### Exercise details:
Extract each line from the entries below that has the string "styles" in it.

### Working data:
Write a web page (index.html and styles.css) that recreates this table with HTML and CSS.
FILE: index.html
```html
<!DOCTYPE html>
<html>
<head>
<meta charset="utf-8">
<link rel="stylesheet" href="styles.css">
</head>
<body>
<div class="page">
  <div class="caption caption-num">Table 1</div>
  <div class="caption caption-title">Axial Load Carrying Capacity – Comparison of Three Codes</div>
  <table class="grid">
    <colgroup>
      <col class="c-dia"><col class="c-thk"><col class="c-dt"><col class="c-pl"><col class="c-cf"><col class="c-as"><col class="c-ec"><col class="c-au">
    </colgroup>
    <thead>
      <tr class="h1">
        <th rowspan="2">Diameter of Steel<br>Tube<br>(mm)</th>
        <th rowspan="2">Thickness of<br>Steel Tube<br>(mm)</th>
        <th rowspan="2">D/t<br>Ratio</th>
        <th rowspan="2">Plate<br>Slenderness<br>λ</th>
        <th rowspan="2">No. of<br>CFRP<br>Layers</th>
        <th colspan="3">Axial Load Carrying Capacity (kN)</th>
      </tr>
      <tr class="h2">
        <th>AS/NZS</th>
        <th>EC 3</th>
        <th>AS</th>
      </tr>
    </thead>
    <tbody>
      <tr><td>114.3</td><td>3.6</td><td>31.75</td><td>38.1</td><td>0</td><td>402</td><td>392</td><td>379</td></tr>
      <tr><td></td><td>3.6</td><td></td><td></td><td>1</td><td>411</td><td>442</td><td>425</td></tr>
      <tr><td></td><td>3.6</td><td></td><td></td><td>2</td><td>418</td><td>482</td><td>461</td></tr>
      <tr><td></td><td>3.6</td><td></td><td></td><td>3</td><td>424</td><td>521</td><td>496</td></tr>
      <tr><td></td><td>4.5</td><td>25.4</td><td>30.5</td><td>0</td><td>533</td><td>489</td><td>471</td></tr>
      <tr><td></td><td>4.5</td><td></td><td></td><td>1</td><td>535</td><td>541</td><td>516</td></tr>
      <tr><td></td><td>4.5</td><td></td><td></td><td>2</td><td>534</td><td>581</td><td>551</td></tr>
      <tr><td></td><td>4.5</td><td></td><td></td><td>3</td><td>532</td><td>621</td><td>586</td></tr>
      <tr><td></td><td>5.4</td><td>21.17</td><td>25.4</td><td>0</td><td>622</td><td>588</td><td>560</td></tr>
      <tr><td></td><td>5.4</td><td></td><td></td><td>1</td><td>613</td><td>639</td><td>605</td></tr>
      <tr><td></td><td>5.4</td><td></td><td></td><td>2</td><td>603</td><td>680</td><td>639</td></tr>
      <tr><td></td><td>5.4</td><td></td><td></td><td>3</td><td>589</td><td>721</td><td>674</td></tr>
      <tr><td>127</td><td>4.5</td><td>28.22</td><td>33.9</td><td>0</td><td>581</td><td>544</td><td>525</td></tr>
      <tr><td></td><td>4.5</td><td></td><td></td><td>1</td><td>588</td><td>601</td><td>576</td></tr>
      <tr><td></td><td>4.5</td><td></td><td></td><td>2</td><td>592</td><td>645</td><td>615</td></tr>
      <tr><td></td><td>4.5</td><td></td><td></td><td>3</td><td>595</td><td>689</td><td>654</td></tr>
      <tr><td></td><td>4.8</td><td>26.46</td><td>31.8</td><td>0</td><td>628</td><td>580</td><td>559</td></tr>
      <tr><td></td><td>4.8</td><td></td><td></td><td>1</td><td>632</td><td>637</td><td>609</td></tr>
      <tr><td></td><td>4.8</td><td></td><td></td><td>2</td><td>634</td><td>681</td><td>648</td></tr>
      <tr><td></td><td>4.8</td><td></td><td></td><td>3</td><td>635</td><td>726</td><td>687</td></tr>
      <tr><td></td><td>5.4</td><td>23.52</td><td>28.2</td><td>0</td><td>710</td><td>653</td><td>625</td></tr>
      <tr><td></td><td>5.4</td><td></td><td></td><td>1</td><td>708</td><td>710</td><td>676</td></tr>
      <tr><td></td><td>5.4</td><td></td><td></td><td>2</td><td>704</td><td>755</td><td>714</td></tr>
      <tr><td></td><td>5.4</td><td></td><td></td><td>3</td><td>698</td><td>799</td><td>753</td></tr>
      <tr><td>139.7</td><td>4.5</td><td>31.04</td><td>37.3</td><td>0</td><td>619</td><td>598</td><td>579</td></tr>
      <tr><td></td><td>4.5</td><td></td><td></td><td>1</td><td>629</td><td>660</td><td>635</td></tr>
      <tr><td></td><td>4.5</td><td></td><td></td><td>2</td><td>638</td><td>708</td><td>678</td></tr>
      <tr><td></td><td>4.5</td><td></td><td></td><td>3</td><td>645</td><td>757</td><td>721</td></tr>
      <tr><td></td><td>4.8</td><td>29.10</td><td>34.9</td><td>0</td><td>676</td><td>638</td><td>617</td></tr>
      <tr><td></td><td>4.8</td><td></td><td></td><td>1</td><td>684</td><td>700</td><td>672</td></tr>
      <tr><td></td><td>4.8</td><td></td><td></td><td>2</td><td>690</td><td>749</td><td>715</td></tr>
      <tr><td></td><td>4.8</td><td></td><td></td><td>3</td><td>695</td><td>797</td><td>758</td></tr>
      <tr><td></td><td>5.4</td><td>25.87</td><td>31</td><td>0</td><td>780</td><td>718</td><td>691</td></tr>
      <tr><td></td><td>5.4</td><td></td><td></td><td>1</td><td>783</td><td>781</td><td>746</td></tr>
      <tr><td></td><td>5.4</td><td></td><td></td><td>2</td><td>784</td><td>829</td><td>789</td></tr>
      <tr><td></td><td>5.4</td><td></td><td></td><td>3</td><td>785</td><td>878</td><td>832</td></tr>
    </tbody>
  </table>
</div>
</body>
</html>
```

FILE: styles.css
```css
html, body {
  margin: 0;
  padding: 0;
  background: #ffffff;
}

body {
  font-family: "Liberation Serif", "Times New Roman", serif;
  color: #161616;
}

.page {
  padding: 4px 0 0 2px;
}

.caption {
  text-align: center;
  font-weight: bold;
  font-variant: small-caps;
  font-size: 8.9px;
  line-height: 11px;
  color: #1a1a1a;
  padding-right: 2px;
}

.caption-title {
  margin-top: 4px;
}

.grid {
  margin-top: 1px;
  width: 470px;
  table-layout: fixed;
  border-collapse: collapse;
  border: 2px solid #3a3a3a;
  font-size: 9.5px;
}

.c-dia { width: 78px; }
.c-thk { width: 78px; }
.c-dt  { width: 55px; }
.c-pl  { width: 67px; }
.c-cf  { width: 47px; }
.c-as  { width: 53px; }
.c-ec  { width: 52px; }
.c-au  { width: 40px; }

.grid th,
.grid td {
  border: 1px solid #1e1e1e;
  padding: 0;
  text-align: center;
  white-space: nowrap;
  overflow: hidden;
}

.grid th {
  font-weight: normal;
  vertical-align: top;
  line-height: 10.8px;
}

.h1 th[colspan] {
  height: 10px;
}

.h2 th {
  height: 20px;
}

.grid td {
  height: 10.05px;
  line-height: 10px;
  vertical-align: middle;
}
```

==

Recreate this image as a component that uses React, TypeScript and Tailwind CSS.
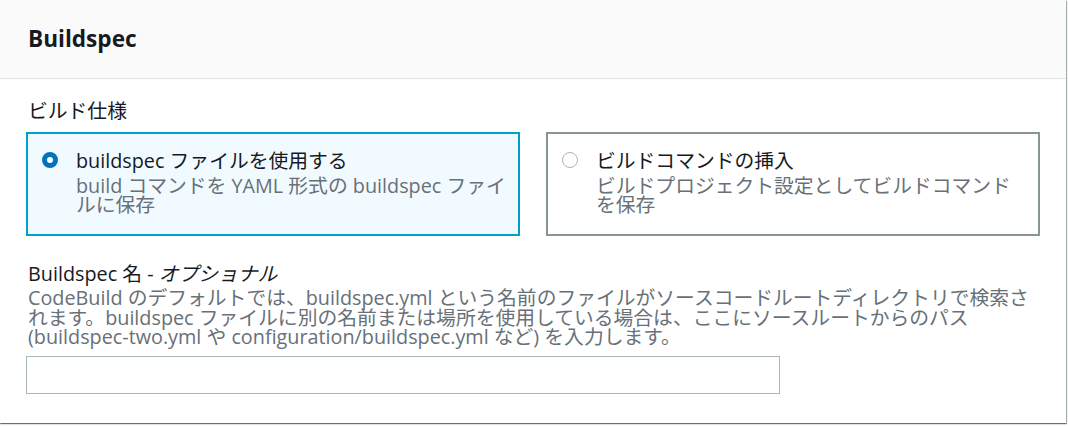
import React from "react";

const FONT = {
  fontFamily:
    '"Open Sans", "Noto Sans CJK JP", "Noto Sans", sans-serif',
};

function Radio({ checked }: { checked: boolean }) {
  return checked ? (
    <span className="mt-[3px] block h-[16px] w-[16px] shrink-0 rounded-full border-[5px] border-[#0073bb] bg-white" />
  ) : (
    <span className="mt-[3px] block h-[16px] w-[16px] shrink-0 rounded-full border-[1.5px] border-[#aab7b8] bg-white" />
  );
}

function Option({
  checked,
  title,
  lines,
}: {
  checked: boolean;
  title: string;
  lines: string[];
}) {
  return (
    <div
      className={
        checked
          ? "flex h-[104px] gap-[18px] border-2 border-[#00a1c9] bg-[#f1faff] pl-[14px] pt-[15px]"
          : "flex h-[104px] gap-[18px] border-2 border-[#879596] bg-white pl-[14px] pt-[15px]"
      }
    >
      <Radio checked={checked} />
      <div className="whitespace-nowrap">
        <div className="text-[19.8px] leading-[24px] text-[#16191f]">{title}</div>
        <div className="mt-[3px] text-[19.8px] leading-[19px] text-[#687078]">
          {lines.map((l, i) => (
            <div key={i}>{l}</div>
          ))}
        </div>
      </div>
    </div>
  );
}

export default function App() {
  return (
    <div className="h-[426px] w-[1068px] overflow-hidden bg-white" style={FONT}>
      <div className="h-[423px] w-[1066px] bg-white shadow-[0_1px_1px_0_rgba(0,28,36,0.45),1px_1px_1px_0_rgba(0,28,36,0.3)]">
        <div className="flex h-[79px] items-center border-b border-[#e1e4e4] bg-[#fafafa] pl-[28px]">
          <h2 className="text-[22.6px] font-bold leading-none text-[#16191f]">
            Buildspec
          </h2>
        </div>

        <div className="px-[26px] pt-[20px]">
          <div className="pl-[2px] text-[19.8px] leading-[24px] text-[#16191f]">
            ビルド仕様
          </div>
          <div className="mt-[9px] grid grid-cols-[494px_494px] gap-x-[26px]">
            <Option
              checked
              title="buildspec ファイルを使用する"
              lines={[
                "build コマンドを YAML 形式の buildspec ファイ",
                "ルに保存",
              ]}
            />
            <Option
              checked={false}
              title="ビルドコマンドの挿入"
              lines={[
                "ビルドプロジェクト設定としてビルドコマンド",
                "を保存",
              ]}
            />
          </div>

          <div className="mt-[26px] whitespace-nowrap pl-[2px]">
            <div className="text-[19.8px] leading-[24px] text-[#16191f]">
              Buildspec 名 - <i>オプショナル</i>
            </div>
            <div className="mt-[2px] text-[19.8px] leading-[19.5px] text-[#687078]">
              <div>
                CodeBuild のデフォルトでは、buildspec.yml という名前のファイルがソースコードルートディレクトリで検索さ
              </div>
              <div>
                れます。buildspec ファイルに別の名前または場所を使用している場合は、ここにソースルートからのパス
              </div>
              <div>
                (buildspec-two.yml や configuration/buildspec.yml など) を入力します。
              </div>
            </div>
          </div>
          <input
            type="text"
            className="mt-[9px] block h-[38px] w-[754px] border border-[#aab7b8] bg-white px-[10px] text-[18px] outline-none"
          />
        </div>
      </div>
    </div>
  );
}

### Response for this exercise:
Write a web page (index.html and styles.css) that recreates this table with HTML and CSS.
<link rel="stylesheet" href="styles.css">
FILE: styles.css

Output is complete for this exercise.